WRITTEN TASK: Separate out the lines that hold "page".

DATA FOR THE TASK:
• • • •
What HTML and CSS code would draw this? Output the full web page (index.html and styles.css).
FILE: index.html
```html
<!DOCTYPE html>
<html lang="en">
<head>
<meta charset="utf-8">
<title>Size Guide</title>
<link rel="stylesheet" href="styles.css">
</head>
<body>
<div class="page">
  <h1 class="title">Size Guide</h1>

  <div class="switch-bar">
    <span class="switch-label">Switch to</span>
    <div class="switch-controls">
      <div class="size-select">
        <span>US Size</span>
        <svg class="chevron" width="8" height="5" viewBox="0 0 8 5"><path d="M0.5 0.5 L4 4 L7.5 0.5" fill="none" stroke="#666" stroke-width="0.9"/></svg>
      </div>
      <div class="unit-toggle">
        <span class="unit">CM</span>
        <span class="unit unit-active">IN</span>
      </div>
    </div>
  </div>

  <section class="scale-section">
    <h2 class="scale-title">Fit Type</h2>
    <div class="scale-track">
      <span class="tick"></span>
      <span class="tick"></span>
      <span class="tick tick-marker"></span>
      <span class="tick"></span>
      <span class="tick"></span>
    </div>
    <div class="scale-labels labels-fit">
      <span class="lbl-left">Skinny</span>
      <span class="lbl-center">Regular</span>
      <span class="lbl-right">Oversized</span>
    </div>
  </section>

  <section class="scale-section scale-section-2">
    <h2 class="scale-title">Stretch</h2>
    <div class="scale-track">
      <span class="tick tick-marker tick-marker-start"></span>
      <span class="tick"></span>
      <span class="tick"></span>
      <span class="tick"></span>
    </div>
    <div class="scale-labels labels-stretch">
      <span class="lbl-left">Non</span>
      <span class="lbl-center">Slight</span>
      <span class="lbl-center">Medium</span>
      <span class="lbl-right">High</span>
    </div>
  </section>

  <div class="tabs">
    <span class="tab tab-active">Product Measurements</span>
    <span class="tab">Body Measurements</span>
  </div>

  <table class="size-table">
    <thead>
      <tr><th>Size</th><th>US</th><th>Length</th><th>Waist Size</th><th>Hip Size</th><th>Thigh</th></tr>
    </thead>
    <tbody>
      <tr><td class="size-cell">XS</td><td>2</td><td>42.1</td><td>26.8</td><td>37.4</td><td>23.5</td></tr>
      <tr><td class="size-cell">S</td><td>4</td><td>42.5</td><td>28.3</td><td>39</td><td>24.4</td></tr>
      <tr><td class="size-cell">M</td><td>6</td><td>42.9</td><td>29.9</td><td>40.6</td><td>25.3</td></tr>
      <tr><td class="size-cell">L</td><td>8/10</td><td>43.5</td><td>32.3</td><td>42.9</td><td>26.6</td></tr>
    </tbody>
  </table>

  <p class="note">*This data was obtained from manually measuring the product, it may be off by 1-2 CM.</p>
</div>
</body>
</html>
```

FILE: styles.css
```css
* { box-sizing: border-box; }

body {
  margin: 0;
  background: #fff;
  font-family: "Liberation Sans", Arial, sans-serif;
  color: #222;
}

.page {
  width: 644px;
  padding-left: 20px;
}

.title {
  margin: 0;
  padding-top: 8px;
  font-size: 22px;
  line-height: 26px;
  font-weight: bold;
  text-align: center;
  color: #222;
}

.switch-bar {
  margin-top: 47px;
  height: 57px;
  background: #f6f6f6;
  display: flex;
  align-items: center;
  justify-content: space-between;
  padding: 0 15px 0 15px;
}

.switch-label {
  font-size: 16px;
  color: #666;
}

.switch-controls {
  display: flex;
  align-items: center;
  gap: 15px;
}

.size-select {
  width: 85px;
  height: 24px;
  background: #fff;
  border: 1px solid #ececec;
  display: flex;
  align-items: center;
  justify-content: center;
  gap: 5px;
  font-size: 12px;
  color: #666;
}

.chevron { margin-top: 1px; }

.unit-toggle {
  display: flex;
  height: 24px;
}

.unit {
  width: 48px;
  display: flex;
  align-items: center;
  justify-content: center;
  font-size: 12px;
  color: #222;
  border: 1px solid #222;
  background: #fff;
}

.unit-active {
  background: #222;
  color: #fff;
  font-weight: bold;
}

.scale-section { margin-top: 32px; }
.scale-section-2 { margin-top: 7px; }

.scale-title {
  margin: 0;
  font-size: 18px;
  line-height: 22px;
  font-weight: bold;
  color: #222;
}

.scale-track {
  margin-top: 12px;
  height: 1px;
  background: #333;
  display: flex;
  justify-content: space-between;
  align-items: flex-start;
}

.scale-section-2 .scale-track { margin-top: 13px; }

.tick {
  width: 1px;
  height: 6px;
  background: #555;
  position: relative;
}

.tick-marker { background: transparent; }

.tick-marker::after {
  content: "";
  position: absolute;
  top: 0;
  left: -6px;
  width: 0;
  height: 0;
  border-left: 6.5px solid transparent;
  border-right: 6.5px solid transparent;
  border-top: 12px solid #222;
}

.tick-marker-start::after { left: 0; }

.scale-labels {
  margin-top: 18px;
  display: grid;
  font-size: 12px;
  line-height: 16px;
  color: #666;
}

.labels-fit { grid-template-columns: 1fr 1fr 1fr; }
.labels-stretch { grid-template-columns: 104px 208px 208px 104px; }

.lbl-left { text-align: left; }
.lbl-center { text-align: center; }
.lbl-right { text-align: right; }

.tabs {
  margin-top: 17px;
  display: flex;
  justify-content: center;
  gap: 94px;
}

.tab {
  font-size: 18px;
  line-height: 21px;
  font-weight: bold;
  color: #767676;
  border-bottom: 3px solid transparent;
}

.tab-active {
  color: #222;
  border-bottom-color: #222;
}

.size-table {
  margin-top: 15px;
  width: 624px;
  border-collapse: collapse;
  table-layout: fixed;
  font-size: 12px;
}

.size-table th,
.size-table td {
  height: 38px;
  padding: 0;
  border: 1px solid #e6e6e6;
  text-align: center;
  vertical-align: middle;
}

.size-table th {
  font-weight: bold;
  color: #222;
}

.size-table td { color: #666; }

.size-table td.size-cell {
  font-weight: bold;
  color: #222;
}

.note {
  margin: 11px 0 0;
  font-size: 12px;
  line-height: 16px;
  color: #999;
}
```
• • • •
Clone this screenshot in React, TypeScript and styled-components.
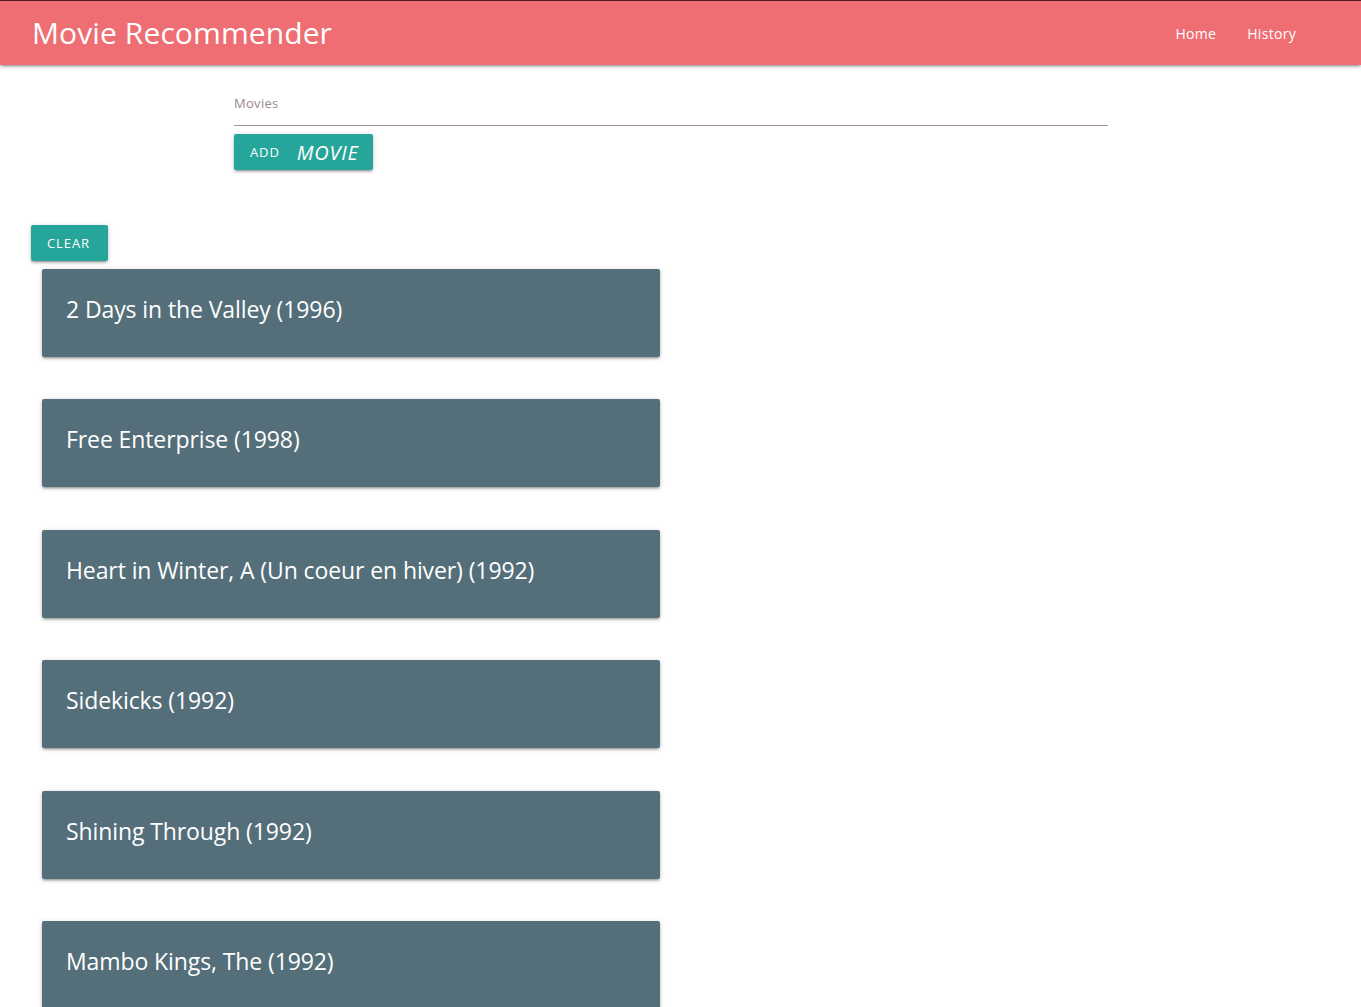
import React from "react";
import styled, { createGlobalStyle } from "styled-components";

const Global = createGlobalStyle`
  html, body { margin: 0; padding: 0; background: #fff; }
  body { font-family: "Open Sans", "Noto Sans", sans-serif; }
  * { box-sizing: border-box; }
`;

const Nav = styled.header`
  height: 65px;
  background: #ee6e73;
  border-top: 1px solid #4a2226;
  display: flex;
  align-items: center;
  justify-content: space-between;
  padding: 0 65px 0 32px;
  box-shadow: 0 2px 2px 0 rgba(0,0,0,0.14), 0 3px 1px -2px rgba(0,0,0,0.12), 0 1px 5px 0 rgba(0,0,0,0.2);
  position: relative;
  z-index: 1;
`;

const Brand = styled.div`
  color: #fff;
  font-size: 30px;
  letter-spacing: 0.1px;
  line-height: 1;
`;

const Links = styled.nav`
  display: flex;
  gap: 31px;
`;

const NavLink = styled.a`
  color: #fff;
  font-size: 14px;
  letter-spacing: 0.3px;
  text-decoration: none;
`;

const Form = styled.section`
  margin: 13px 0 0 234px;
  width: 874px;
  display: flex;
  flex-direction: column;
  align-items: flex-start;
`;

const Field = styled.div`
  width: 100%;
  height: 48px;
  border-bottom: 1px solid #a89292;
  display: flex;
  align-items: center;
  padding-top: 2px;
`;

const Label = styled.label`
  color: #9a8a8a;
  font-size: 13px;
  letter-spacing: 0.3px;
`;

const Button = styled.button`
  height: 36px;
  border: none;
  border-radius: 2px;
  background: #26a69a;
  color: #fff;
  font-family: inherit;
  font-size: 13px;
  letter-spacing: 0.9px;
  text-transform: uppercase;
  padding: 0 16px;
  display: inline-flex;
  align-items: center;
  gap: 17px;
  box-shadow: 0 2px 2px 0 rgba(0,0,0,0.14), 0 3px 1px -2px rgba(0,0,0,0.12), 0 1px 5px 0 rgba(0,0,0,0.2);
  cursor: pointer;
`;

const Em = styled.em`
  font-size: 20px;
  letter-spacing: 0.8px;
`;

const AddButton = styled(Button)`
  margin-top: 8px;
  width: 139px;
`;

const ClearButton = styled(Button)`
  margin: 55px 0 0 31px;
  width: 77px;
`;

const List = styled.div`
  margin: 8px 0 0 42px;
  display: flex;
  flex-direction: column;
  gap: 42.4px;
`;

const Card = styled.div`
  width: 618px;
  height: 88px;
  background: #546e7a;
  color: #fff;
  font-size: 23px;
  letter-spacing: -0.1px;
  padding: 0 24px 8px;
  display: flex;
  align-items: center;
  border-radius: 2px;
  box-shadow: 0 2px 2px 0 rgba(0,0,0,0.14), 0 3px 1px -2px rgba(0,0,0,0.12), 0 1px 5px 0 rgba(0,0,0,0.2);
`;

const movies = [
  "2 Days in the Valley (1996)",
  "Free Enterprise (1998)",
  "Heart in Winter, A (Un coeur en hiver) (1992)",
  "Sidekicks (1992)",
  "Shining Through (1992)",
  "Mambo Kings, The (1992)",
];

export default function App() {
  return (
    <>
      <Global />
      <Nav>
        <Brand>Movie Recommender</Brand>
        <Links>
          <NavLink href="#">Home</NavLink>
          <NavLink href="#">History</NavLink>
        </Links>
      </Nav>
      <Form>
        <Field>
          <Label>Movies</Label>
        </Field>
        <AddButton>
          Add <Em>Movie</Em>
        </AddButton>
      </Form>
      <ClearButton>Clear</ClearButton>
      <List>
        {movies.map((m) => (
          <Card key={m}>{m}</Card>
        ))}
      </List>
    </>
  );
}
• • • •
EXERCISE OUTPUT:
What HTML and CSS code would draw this? Output the full web page (index.html and styles.css).
<div class="page">
.page {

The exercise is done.